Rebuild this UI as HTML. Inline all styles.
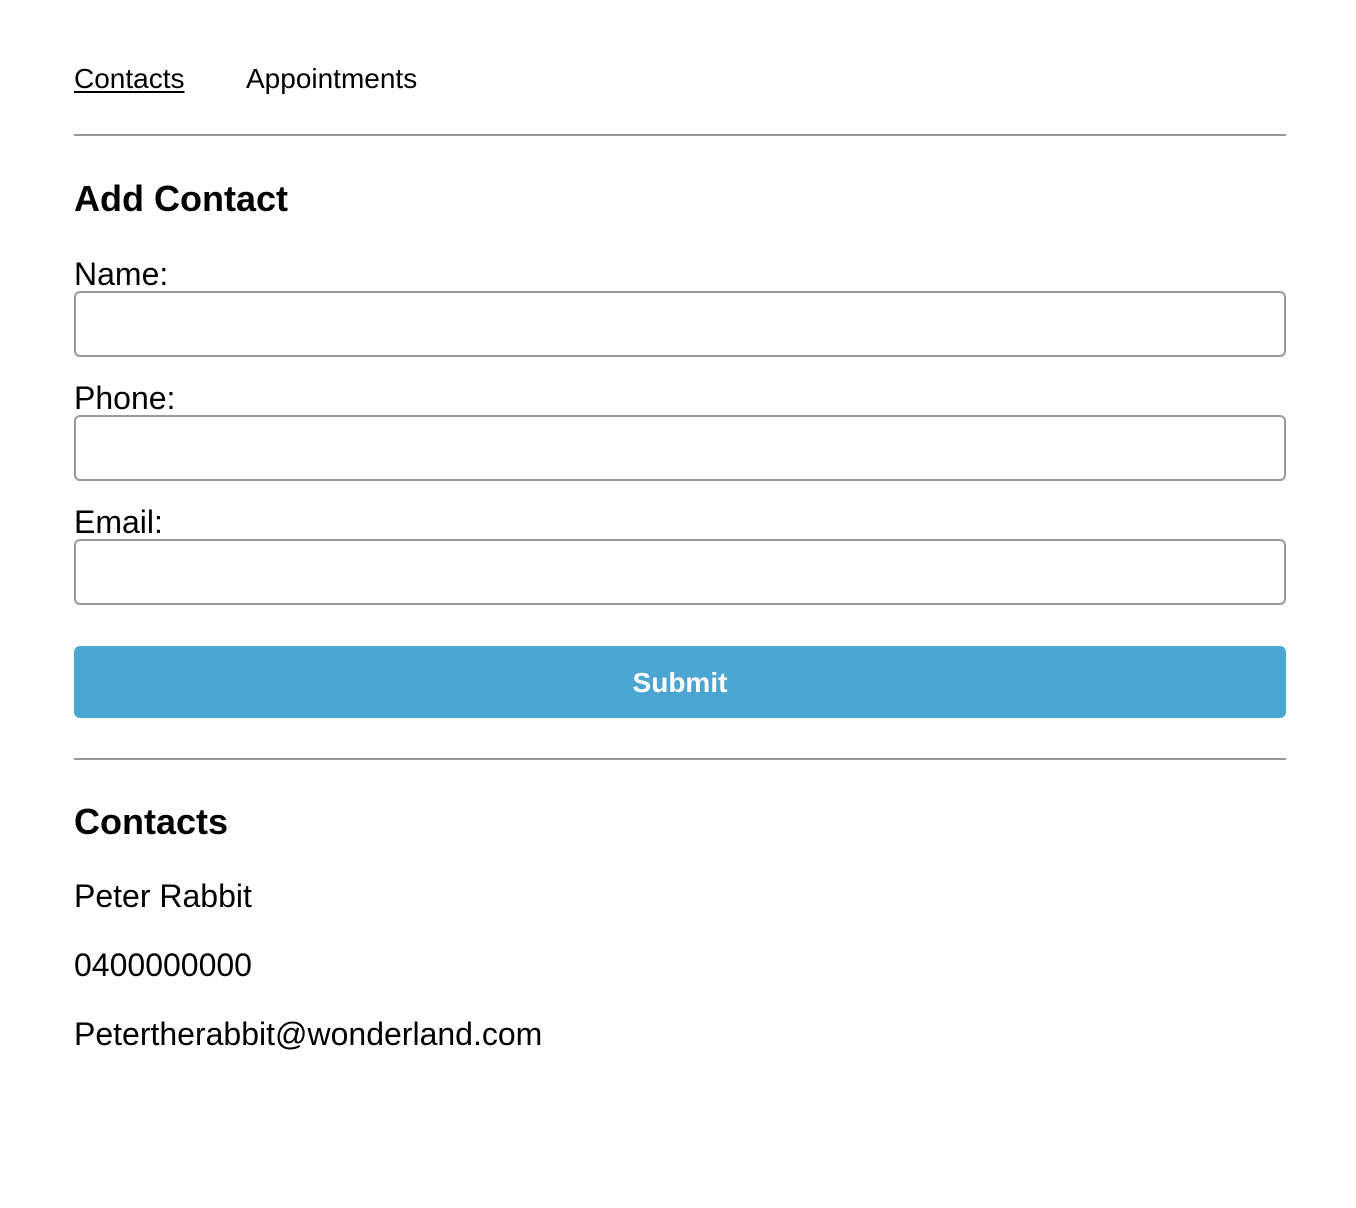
<!DOCTYPE html>
<html><head><meta charset="utf-8"><style>
body{margin:0;width:1356px;height:1208px;background:#fff;font-family:"Liberation Sans",Arial,sans-serif;color:#000;position:relative;overflow:hidden}
.a{position:absolute;white-space:nowrap}
.n{font-size:28px;line-height:28px}
.l{font-size:32px;line-height:32px;left:74px}
.h{font-size:36px;line-height:36px;font-weight:bold;left:74px}
.hr{position:absolute;left:74px;width:1212px;height:2px;background:#999}
.in{position:absolute;left:74px;width:1212px;height:66px;box-sizing:border-box;border:2px solid #999;border-radius:6px}
.btn{position:absolute;left:74px;top:646px;width:1212px;height:72px;background:#4aa5d3;border-radius:6px;color:#fff;font-weight:bold;font-size:28px;line-height:74px;text-align:center}
</style></head><body>
<div class="a n" style="left:74px;top:65px;text-decoration:underline;text-underline-offset:3px">Contacts</div>
<div class="a n" style="left:246px;top:65px">Appointments</div>
<div class="hr" style="top:134px"></div>
<div class="a h" style="top:181px">Add Contact</div>
<div class="a l" style="top:258px">Name:</div>
<div class="in" style="top:291px"></div>
<div class="a l" style="top:382px">Phone:</div>
<div class="in" style="top:415px"></div>
<div class="a l" style="top:506px">Email:</div>
<div class="in" style="top:539px"></div>
<div class="btn">Submit</div>
<div class="hr" style="top:758px"></div>
<div class="a h" style="top:804px">Contacts</div>
<div class="a l" style="top:880px">Peter Rabbit</div>
<div class="a l" style="top:949px">0400000000</div>
<div class="a l" style="top:1018px">Petertherabbit@wonderland.com</div>
</body></html>
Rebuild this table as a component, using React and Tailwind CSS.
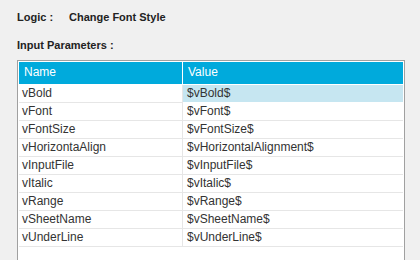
export default function App() {
  const rows = [
    ["vBold", "$vBold$"],
    ["vFont", "$vFont$"],
    ["vFontSize", "$vFontSize$"],
    ["vHorizontaAlign", "$vHorizontalAlignment$"],
    ["vInputFile", "$vInputFile$"],
    ["vItalic", "$vItalic$"],
    ["vRange", "$vRange$"],
    ["vSheetName", "$vSheetName$"],
    ["vUnderLine", "$vUnderLine$"],
  ];
  return (
    <div className="w-[420px] h-[260px] overflow-hidden bg-[#f0f0f0] font-['Liberation_Sans',Arial,sans-serif] text-[#222]">
      <div className="pt-[11px] pl-[17px] flex text-[11px] leading-[13px] font-bold">
        <span className="w-[52px]">Logic :</span>
        <span>Change Font Style</span>
      </div>
      <div className="mt-[15px] pl-[17px] text-[11px] leading-[13px] font-bold">
        Input Parameters :
      </div>
      <div className="mt-[8px] ml-[17px] w-[388px] h-[220px] border border-[#a0a0a0] bg-white p-px">
        <div className="flex h-[23px] bg-[#00aadc] border-b border-white text-white text-[12px] leading-[20px]">
          <div className="w-[164px] pl-[5px] border-r border-white">Name</div>
          <div className="flex-1 pl-[5px]">Value</div>
        </div>
        {rows.map(([name, value], i) => (
          <div key={name} className="flex h-[18px] text-[12px] leading-[17px] text-[#333]">
            <div className="w-[164px] pl-[3px] border-r border-b border-[#e6e6e6]">{name}</div>
            <div className={`flex-1 pl-[4px] border-b ${i === 0 ? "bg-[#c6e6f1] border-white" : "border-[#e6e6e6]"}`}>{value}</div>
          </div>
        ))}
      </div>
    </div>
  );
}
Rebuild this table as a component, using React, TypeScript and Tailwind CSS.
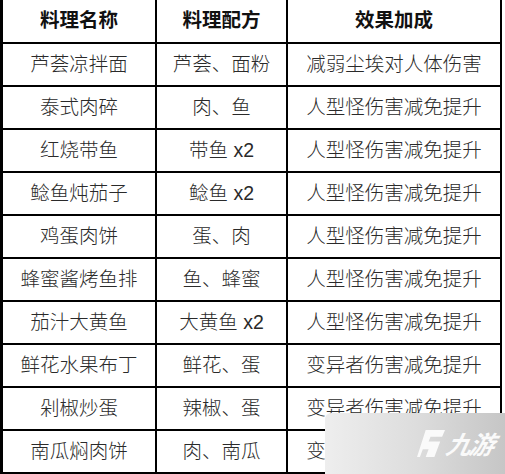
import React from "react";

const rows: [string, string, string][] = [
  ["芦荟凉拌面", "芦荟、面粉", "减弱尘埃对人体伤害"],
  ["泰式肉碎", "肉、鱼", "人型怪伤害减免提升"],
  ["红烧带鱼", "带鱼 x2", "人型怪伤害减免提升"],
  ["鲶鱼炖茄子", "鲶鱼 x2", "人型怪伤害减免提升"],
  ["鸡蛋肉饼", "蛋、肉", "人型怪伤害减免提升"],
  ["蜂蜜酱烤鱼排", "鱼、蜂蜜", "人型怪伤害减免提升"],
  ["茄汁大黄鱼", "大黄鱼 x2", "人型怪伤害减免提升"],
  ["鲜花水果布丁", "鲜花、蛋", "变异者伤害减免提升"],
  ["剁椒炒蛋", "辣椒、蛋", "变异者伤害减免提升"],
  ["南瓜焖肉饼", "肉、南瓜", "变异者伤害减免提升"],
];

const cell =
  "flex items-center justify-center border-r-2 border-b-2 border-black whitespace-nowrap";

export default function App() {
  return (
    <div className="relative w-[505px] h-[474px] bg-white overflow-hidden font-['Liberation_Sans','Noto_Sans_CJK_SC',sans-serif]">
      <div className="w-[502px] border-l-[3px] border-black grid grid-cols-[154px_131px_214px] text-[19.5px] text-[#2a2a2a]">
        <div className={`${cell} h-[44px] font-bold text-[#111]`}>料理名称</div>
        <div className={`${cell} h-[44px] font-bold text-[#111]`}>料理配方</div>
        <div className={`${cell} h-[44px] font-bold text-[#111]`}>效果加成</div>
        {rows.map((r) => (
          <React.Fragment key={r[0]}>
            <div className={`${cell} h-[43px] font-light`}>{r[0]}</div>
            <div className={`${cell} h-[43px] font-light`}>{r[1]}</div>
            <div className={`${cell} h-[43px] font-light`}>{r[2]}</div>
          </React.Fragment>
        ))}
      </div>

      {/* watermark */}
      <div className="absolute left-[325px] top-[413px] w-[180px] h-[61px] rounded-tl-md bg-gradient-to-r from-[#eeeeee] via-[#dddddd] to-[#c6c6c6] flex items-center pl-[92px] gap-[1px]">
        <svg width="29" height="31" viewBox="0 0 30 32" className="shrink-0">
          <path
            d="M9 2 H29 L26 9 H14 L12 14 H24 L18 30 H9 L12 22 H6 L3 30 H0 L9 2 Z"
            fill="#fafafa"
          />
        </svg>
        <span className="text-[25px] font-bold italic text-[#fafafa] leading-none tracking-[-2px] font-['Noto_Sans_CJK_SC',sans-serif] -skew-x-12">
          九游
        </span>
      </div>
    </div>
  );
}
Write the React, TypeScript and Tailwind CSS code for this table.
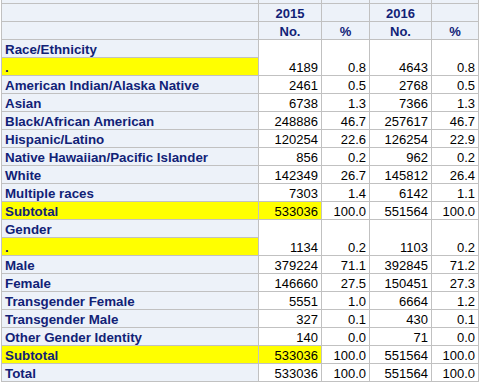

Instructions for the task:
Search the entries for the word "TypeScript" and gather every line where it appears.

Answer below:
Rebuild this table as a component, using React, TypeScript and Tailwind CSS.
Write the React, TypeScript and Tailwind CSS code for this table.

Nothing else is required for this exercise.